Analysis Thin Film Polymer Composite of Polymethyl Metacrylate-Reactive Mesogen Diacrylate and its Conductivity Properties
Abstract
This study aimed to investigate the impact of temperature during the UV curing process on the formation of a thin film polymer composite composed of polymethyl methacrylate-reactive mesogen diacrylate. The thin film polymer composite was successfully synthesized using the UV curing method, and the reactive mesogen diacrylate employed in this study was RM 82. Methyl methacrylate and RM 82 were polymerized through UV curing with photopolymerization additions using Benzoyl Peroxide as the initiator.

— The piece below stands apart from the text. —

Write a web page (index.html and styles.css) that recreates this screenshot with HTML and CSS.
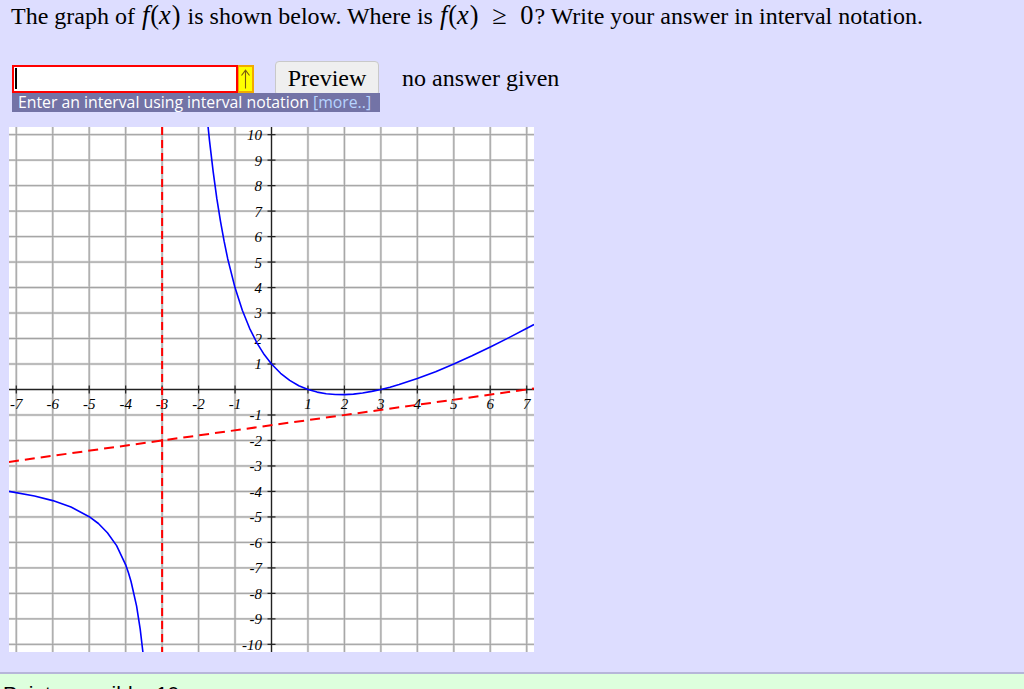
FILE: index.html
```html
<!DOCTYPE html>
<html>
<head>
<meta charset="utf-8">
<title>Problem</title>
<link rel="stylesheet" href="styles.css">
</head>
<body>
<div class="problem">
  <p class="question">The graph of <span class="m"><i>f</i>(<i>x</i>)</span> is shown below. Where is <span class="m"><i>f</i>(<i>x</i>) <span class="rel">≥</span> 0</span>? Write your answer in interval notation.</p>
  <div class="answer-row">
    <div class="field">
      <div class="input"><span class="caret"></span></div>
      <div class="arrow"><svg class="arrow-icon" width="13" height="24" viewBox="0 0 13 24" xmlns="http://www.w3.org/2000/svg"><path d="M6.5 21.5 V3.5 M2.5 8.5 L6.5 3.2 L10.5 8.5" fill="none" stroke="#7a5a10" stroke-width="1.1"/></svg></div>
      <div class="tip">Enter an interval using interval notation <span class="more">[more..]</span></div>
    </div>
    <button class="preview">Preview</button>
    <span class="result">no answer given</span>
  </div>
  <svg class="graph" width="525" height="525" viewBox="0 0 525 525" xmlns="http://www.w3.org/2000/svg">
    <rect x="0" y="0" width="525" height="525" fill="#ffffff"/>
    <g class="grid-soft" stroke="#d6d6d6" stroke-width="2.4">
      <line x1="7.29" y1="0" x2="7.29" y2="525"/><line x1="43.75" y1="0" x2="43.75" y2="525"/><line x1="80.21" y1="0" x2="80.21" y2="525"/><line x1="116.67" y1="0" x2="116.67" y2="525"/><line x1="153.12" y1="0" x2="153.12" y2="525"/><line x1="189.58" y1="0" x2="189.58" y2="525"/><line x1="226.04" y1="0" x2="226.04" y2="525"/><line x1="298.96" y1="0" x2="298.96" y2="525"/><line x1="335.42" y1="0" x2="335.42" y2="525"/><line x1="371.87" y1="0" x2="371.87" y2="525"/><line x1="408.33" y1="0" x2="408.33" y2="525"/><line x1="444.79" y1="0" x2="444.79" y2="525"/><line x1="481.25" y1="0" x2="481.25" y2="525"/><line x1="517.71" y1="0" x2="517.71" y2="525"/>
      <line x1="0" y1="7.65" x2="525" y2="7.65"/><line x1="0" y1="33.13" x2="525" y2="33.13"/><line x1="0" y1="58.62" x2="525" y2="58.62"/><line x1="0" y1="84.10" x2="525" y2="84.10"/><line x1="0" y1="109.59" x2="525" y2="109.59"/><line x1="0" y1="135.07" x2="525" y2="135.07"/><line x1="0" y1="160.56" x2="525" y2="160.56"/><line x1="0" y1="186.04" x2="525" y2="186.04"/><line x1="0" y1="211.53" x2="525" y2="211.53"/><line x1="0" y1="237.01" x2="525" y2="237.01"/><line x1="0" y1="287.99" x2="525" y2="287.99"/><line x1="0" y1="313.47" x2="525" y2="313.47"/><line x1="0" y1="338.96" x2="525" y2="338.96"/><line x1="0" y1="364.44" x2="525" y2="364.44"/><line x1="0" y1="389.93" x2="525" y2="389.93"/><line x1="0" y1="415.41" x2="525" y2="415.41"/><line x1="0" y1="440.90" x2="525" y2="440.90"/><line x1="0" y1="466.38" x2="525" y2="466.38"/><line x1="0" y1="491.87" x2="525" y2="491.87"/><line x1="0" y1="517.35" x2="525" y2="517.35"/>
    </g>
    <g class="grid" stroke="#a2a2a2" stroke-width="1">
      <line x1="7.29" y1="0" x2="7.29" y2="525"/><line x1="43.75" y1="0" x2="43.75" y2="525"/><line x1="80.21" y1="0" x2="80.21" y2="525"/><line x1="116.67" y1="0" x2="116.67" y2="525"/><line x1="153.12" y1="0" x2="153.12" y2="525"/><line x1="189.58" y1="0" x2="189.58" y2="525"/><line x1="226.04" y1="0" x2="226.04" y2="525"/><line x1="298.96" y1="0" x2="298.96" y2="525"/><line x1="335.42" y1="0" x2="335.42" y2="525"/><line x1="371.87" y1="0" x2="371.87" y2="525"/><line x1="408.33" y1="0" x2="408.33" y2="525"/><line x1="444.79" y1="0" x2="444.79" y2="525"/><line x1="481.25" y1="0" x2="481.25" y2="525"/><line x1="517.71" y1="0" x2="517.71" y2="525"/>
      <line x1="0" y1="7.65" x2="525" y2="7.65"/><line x1="0" y1="33.13" x2="525" y2="33.13"/><line x1="0" y1="58.62" x2="525" y2="58.62"/><line x1="0" y1="84.10" x2="525" y2="84.10"/><line x1="0" y1="109.59" x2="525" y2="109.59"/><line x1="0" y1="135.07" x2="525" y2="135.07"/><line x1="0" y1="160.56" x2="525" y2="160.56"/><line x1="0" y1="186.04" x2="525" y2="186.04"/><line x1="0" y1="211.53" x2="525" y2="211.53"/><line x1="0" y1="237.01" x2="525" y2="237.01"/><line x1="0" y1="287.99" x2="525" y2="287.99"/><line x1="0" y1="313.47" x2="525" y2="313.47"/><line x1="0" y1="338.96" x2="525" y2="338.96"/><line x1="0" y1="364.44" x2="525" y2="364.44"/><line x1="0" y1="389.93" x2="525" y2="389.93"/><line x1="0" y1="415.41" x2="525" y2="415.41"/><line x1="0" y1="440.90" x2="525" y2="440.90"/><line x1="0" y1="466.38" x2="525" y2="466.38"/><line x1="0" y1="491.87" x2="525" y2="491.87"/><line x1="0" y1="517.35" x2="525" y2="517.35"/>
    </g>
    <g class="axes" stroke="#222" stroke-width="1.4">
      <line x1="262.5" y1="0" x2="262.5" y2="525"/>
      <line x1="0" y1="262.5" x2="525" y2="262.5"/>
    </g>
    <g class="ticks" stroke="#222" stroke-width="1.2">
      <line x1="7.29" y1="258.5" x2="7.29" y2="266.5"/><line x1="43.75" y1="258.5" x2="43.75" y2="266.5"/><line x1="80.21" y1="258.5" x2="80.21" y2="266.5"/><line x1="116.67" y1="258.5" x2="116.67" y2="266.5"/><line x1="153.12" y1="258.5" x2="153.12" y2="266.5"/><line x1="189.58" y1="258.5" x2="189.58" y2="266.5"/><line x1="226.04" y1="258.5" x2="226.04" y2="266.5"/><line x1="298.96" y1="258.5" x2="298.96" y2="266.5"/><line x1="335.42" y1="258.5" x2="335.42" y2="266.5"/><line x1="371.87" y1="258.5" x2="371.87" y2="266.5"/><line x1="408.33" y1="258.5" x2="408.33" y2="266.5"/><line x1="444.79" y1="258.5" x2="444.79" y2="266.5"/><line x1="481.25" y1="258.5" x2="481.25" y2="266.5"/><line x1="517.71" y1="258.5" x2="517.71" y2="266.5"/>
      <line x1="258.5" y1="7.65" x2="266.5" y2="7.65"/><line x1="258.5" y1="33.13" x2="266.5" y2="33.13"/><line x1="258.5" y1="58.62" x2="266.5" y2="58.62"/><line x1="258.5" y1="84.10" x2="266.5" y2="84.10"/><line x1="258.5" y1="109.59" x2="266.5" y2="109.59"/><line x1="258.5" y1="135.07" x2="266.5" y2="135.07"/><line x1="258.5" y1="160.56" x2="266.5" y2="160.56"/><line x1="258.5" y1="186.04" x2="266.5" y2="186.04"/><line x1="258.5" y1="211.53" x2="266.5" y2="211.53"/><line x1="258.5" y1="237.01" x2="266.5" y2="237.01"/><line x1="258.5" y1="287.99" x2="266.5" y2="287.99"/><line x1="258.5" y1="313.47" x2="266.5" y2="313.47"/><line x1="258.5" y1="338.96" x2="266.5" y2="338.96"/><line x1="258.5" y1="364.44" x2="266.5" y2="364.44"/><line x1="258.5" y1="389.93" x2="266.5" y2="389.93"/><line x1="258.5" y1="415.41" x2="266.5" y2="415.41"/><line x1="258.5" y1="440.90" x2="266.5" y2="440.90"/><line x1="258.5" y1="466.38" x2="266.5" y2="466.38"/><line x1="258.5" y1="491.87" x2="266.5" y2="491.87"/><line x1="258.5" y1="517.35" x2="266.5" y2="517.35"/>
    </g>
    <g class="xlabels" text-anchor="middle">
      <text x="7.29" y="281.5">-7</text><text x="43.75" y="281.5">-6</text><text x="80.21" y="281.5">-5</text><text x="116.67" y="281.5">-4</text><text x="153.12" y="281.5">-3</text><text x="189.58" y="281.5">-2</text><text x="226.04" y="281.5">-1</text><text x="298.96" y="281.5">1</text><text x="335.42" y="281.5">2</text><text x="371.87" y="281.5">3</text><text x="408.33" y="281.5">4</text><text x="444.79" y="281.5">5</text><text x="481.25" y="281.5">6</text><text x="517.71" y="281.5">7</text>
    </g>
    <g class="ylabels" text-anchor="end">
      <text x="253" y="13">10</text><text x="253" y="38.5">9</text><text x="253" y="64">8</text><text x="253" y="89.5">7</text><text x="253" y="115">6</text><text x="253" y="140.5">5</text><text x="253" y="166">4</text><text x="253" y="191.4">3</text><text x="253" y="216.9">2</text><text x="253" y="242.4">1</text><text x="253" y="293.4">-1</text><text x="253" y="318.9">-2</text><text x="253" y="344.4">-3</text><text x="253" y="369.8">-4</text><text x="253" y="395.3">-5</text><text x="253" y="420.8">-6</text><text x="253" y="446.3">-7</text><text x="253" y="471.8">-8</text><text x="253" y="497.3">-9</text><text x="253" y="522.8">-10</text>
    </g>
    <line class="asym" x1="153.12" y1="0" x2="153.12" y2="525" stroke="#ff0000" stroke-width="2" stroke-dasharray="8 5"/>
    <line class="asym" x1="0" y1="334.9" x2="525" y2="261.5" stroke="#ff0000" stroke-width="2" stroke-dasharray="10 6"/>
    <polyline class="curve" fill="none" stroke="#0000ff" stroke-width="1.6" stroke-linejoin="round" points="199.1,0 200.5,13.7 204.2,44.8 207.8,71.4 211.5,94.3 215.1,114.2 218.7,131.7 226.0,160.6 233.3,183.3 240.6,201.3 247.9,215.8 255.2,227.6 262.5,237.0 271.6,246.3 280.7,253.4 289.8,258.7 299.0,262.5 308.1,265.1 317.2,266.7 326.3,267.5 335.4,267.6 344.5,267.1 353.6,266.0 362.7,264.4 371.9,262.5 381.0,260.2 390.1,257.6 408.3,251.6 426.6,244.7 444.8,237.0 463.0,228.8 481.3,220.0 499.5,210.9 525,197.5"/>
    <polyline class="curve" fill="none" stroke="#0000ff" stroke-width="1.6" stroke-linejoin="round" points="0,364.4 25.5,369.0 43.75,373.6 62.0,380.0 80.2,389.7 89.4,396.5 98.4,405.7 107.6,418.6 116.7,437.8 119.6,446.2 122.1,454.8 127.6,479.1 131.2,502.1 133.9,525"/>
  </svg>
</div>
<div class="footer">Points possible: 10</div>
</body>
</html>
```

FILE: styles.css
```css
html, body {
  margin: 0;
  padding: 0;
}

body {
  background: #ddddff;
  font-family: "Liberation Serif", "Times New Roman", serif;
  color: #000;
}

.problem {
  padding: 1px 0 20px 9px;
}

.question {
  margin: 0 0 0 2px;
  font-size: 24px;
  line-height: 28px;
}

.m {
  font-family: "Liberation Serif", serif;
  font-size: 1.1em;
  padding: 0 1px;
}

.m i {
  font-style: italic;
  padding-right: 1px;
}

.rel {
  padding: 0 7px;
}

.answer-row {
  display: flex;
  align-items: center;
  height: 35px;
  margin-top: 31px;
  padding-left: 3px;
}

.field {
  position: relative;
  display: flex;
}

.input {
  width: 222px;
  height: 24px;
  border: 2px solid #ff0000;
  background: #ffffff;
  display: flex;
  align-items: center;
}

.caret {
  display: block;
  width: 2px;
  height: 21px;
  margin-left: 1px;
  background: #000;
}

.arrow {
  width: 13px;
  height: 24px;
  border: 2px solid #f2a900;
  border-left-width: 1px;
  background: #ffff00;
}

.arrow-icon {
  display: block;
}

.tip {
  position: absolute;
  left: 0;
  top: 28px;
  width: 362px;
  height: 19px;
  padding-left: 6px;
  background: #7373a6;
  color: #ffffff;
  font-family: "Open Sans", "Noto Sans", sans-serif;
  font-size: 15.8px;
  line-height: 18px;
  white-space: nowrap;
  z-index: 2;
}

.more {
  color: #b7d4ff;
}

.preview {
  margin-left: 21px;
  width: 104px;
  height: 35px;
  padding: 0;
  border: 1px solid #c9c9c9;
  border-radius: 4px;
  background: #efefef;
  font-family: "Liberation Serif", serif;
  font-size: 24px;
  color: #000;
}

.result {
  margin-left: 23px;
  font-size: 24px;
}

.graph {
  display: block;
  margin-top: 31px;
}

.graph text {
  font-family: "Liberation Serif", serif;
  font-style: italic;
  font-size: 15px;
  fill: #000;
}

.footer {
  border-top: 2px solid #b6b6d9;
  background: #ddffdd;
  padding: 8px 0 20px 3px;
  font-family: "Liberation Sans", Arial, sans-serif;
  font-size: 21px;
  line-height: 24px;
}
```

The photopolymerization process was performed at various temperatures of 125℃, 150℃, and 200℃ for 5 minutes. The thin film photopolymerized at 125℃ and 150℃ exhibited greater transparency than the thin film photopolymerized at 200℃. The FTIR results indicated the breakdown of the vinyl group and the triple bond. The FTIR spectrum displayed successful polymerization, with peak wave numbers of 1147 cm-1 and 1221 cm-1 for PMMA in the presence of C-O-C in the ester and a peak at 1465 cm-1. The SEM results demonstrated that the thin film photopolymerized at 200℃ had become distorted. The XRD results revealed that the thin films of all variations were semi-crystalline. Meanwhile, the conductivity test revealed that the thin film photopolymerized at 125℃ had a conductivity value of 2.095 x 10-12 S, while the photopolymerized thin film at 150℃ had a conductivity of 2.14 x 10-12 S. Hence, the addition of reactive mesogen RM82 by 50% may increase the conductivity value of the thin film, making it a potential material for applications as a thin film polymer composite of PMMA-RM 82.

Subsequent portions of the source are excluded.